PORTLAND, Maine — Portland International Jetport can finally start living up to its name.
On Thursday, a new direct flight from Portland to Halifax takes off, touching down in Nova Scotia’s capital city in around an hour — about the time it might take to board The CAT ferry at Ocean Gateway Pier enroute to Yarmouth, Nova Scotia.
The first international flight to leave from the jetport, also known as the Portland-Westbrook Municipal Airport, or PWM, in several years was originally scheduled to depart June 30. But at the last minute the trip was postponed due to a computer systems breakdown.
“We have been working for three years on implementing it,” said John Pearsall, president of Portland-based Elite Airways, who has worked with Jetport brass and executives at Halifax Stanfield International Airport to make this twice weekly flight, on intimate charter planes, a reality. “They have been dying for it. Airport management has been proactive.”
Though it’s too early to tell how direct service between the two hubs will impact Maine’s largest city, the fast connection opens Halifax, a peninsula of approximately 400,000 people, up as a new travel option for Mainers.

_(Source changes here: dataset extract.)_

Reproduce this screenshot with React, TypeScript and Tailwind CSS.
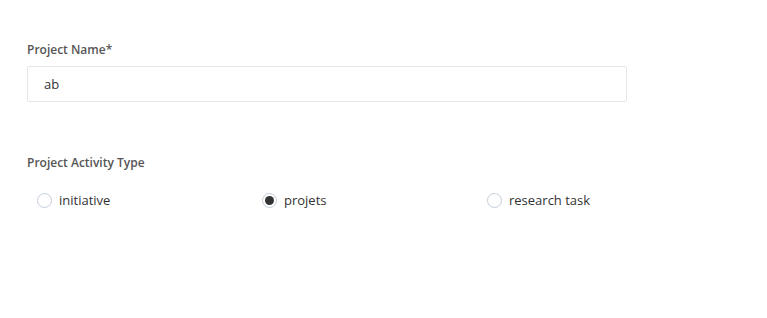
import React from "react";

const options = ["initiative", "projets", "research task"];

const App = () => {
  const selected = "projets";
  return (
    <div className="w-[767px] h-[318px] bg-white text-[#333] font-['Open_Sans',sans-serif]">
      <div className="pt-[42px] pl-[27px]">
        <label className="block text-[12px] font-semibold leading-[16px] text-[#555]">Project Name*</label>
        <div className="mt-[8px] w-[600px] h-[36px] border border-[#e6e6e6] rounded-[2px] flex items-center pl-[16px] pt-[2px] text-[13px] text-[#333]">
          ab
        </div>
        <label className="block mt-[53px] text-[12px] font-semibold leading-[16px] text-[#555]">Project Activity Type</label>
        <div className="mt-[21px] flex">
          {options.map((o) => (
            <div key={o} className="w-[225px] pl-[10px] flex items-center gap-[7px]">
              <span className="w-[15px] h-[15px] rounded-full border border-[#c5cdd9] flex items-center justify-center">
                {o === selected && <span className="w-[9px] h-[9px] rounded-full bg-[#333]" />}
              </span>
              <span className="text-[13px] leading-[16px]">{o}</span>
            </div>
          ))}
        </div>
      </div>
    </div>
  );
};

export default App;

“Portland and Halifax have similar economies. Geographically they are not that far away, but the Gulf of Maine gets in the way,” said Zachary Sundquist, assistant airport director at Portland International Jetport.

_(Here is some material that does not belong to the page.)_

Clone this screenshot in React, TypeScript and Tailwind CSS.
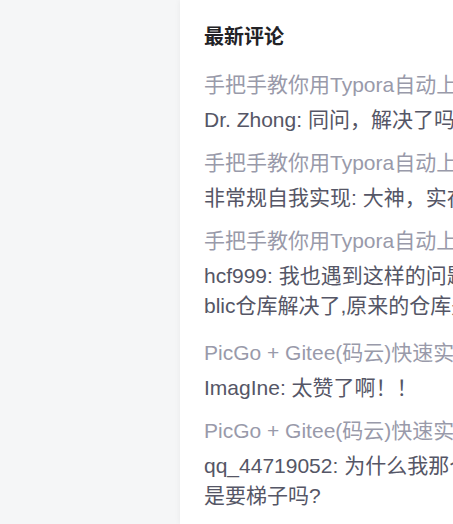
import React from "react"

interface Comment {
  article: string
  user: string
  text: string
}

const comments: Comment[] = [
  { article: "手把手教你用Typora自动上传到picgo图床", user: "Dr. Zhong", text: "同问，解决了吗" },
  { article: "手把手教你用Typora自动上传到picgo图床", user: "非常规自我实现", text: "大神，实在厉害" },
  { article: "手把手教你用Typora自动上传到picgo图床", user: "hcf999", text: "我也遇到这样的问题,换成public仓库解决了,原来的仓库是私有的" },
  { article: "PicGo + Gitee(码云)快速实现图床", user: "ImagIne", text: "太赞了啊！！" },
  { article: "PicGo + Gitee(码云)快速实现图床", user: "qq_44719052", text: "为什么我那个上不去是要梯子吗?" },
]

const App = () => {
  return (
    <div className="flex h-[524px] w-[453px] overflow-hidden bg-[#f5f6f7] font-['Liberation_Sans','Noto_Sans_CJK_SC',sans-serif]">
      <div className="w-[180px] shrink-0" />

      <div className="w-[388px] shrink-0 bg-white pl-6 pr-6 pt-[23px] shadow-[0_0_6px_rgba(0,0,0,0.06)]">
        <h3 className="mb-[19px] text-[20px] leading-[28px] font-bold text-[#222226]">最新评论</h3>

        <ul className="flex flex-col">
          {comments.map((c, i) => (
            <li key={i} className={c.user === "hcf999" ? "mb-[17px]" : "mb-[13px]"}>
              <p className="whitespace-nowrap overflow-hidden text-[21px] leading-[30px] text-[#999aaa]">{c.article}</p>
              <p className="mt-[5px] w-[340px] break-all text-[21px] leading-[30px] text-[#555666]">
                {c.user}: {c.text}
              </p>
            </li>
          ))}
        </ul>
      </div>
    </div>
  )
}

export default App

Up until this point, getting to Halifax from here has been a full day affair requiring a six-hour ferry ride and driving more than three hours.
Now it’s a weekend jaunt, priced between $99 and $169 one way.

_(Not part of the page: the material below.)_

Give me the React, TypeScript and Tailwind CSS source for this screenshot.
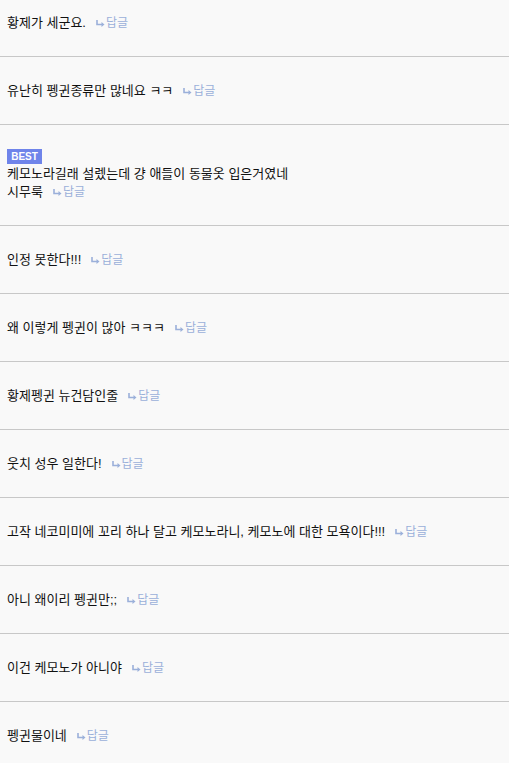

On the other side of the Atlantic, entrepreneurs like Richard Arnold, president of Atlantic Tours Limited, which takes Canadians on shopping tours of Bangor via motor coach, are thinking ahead to capitalize on Portland’s suddenly accessible offerings.
“Should this be successful, we would create something in a new way,” said Arnold, who has a shopping trip of Greater Portland in mind. “We might start with something tentative. If we get the ask, we will start doing it.”
Meanwhile, ferry executives are not biting their nails. Though ferry service to Nova Scotia from Maine has had its ups and downs, the flight is seen as a boon for Atlantic Canada, not a threat.
“The more people that can move between Northeast U.S. and Eastern Canada the better,” said Mark MacDonald, CEO of Bay Ferries Limited.
“I don’t care if they are in an airplane, ferry, cruise ship or get dropped by a parachute. The more people moving around the more get to see the destination. We will get them sooner or later.”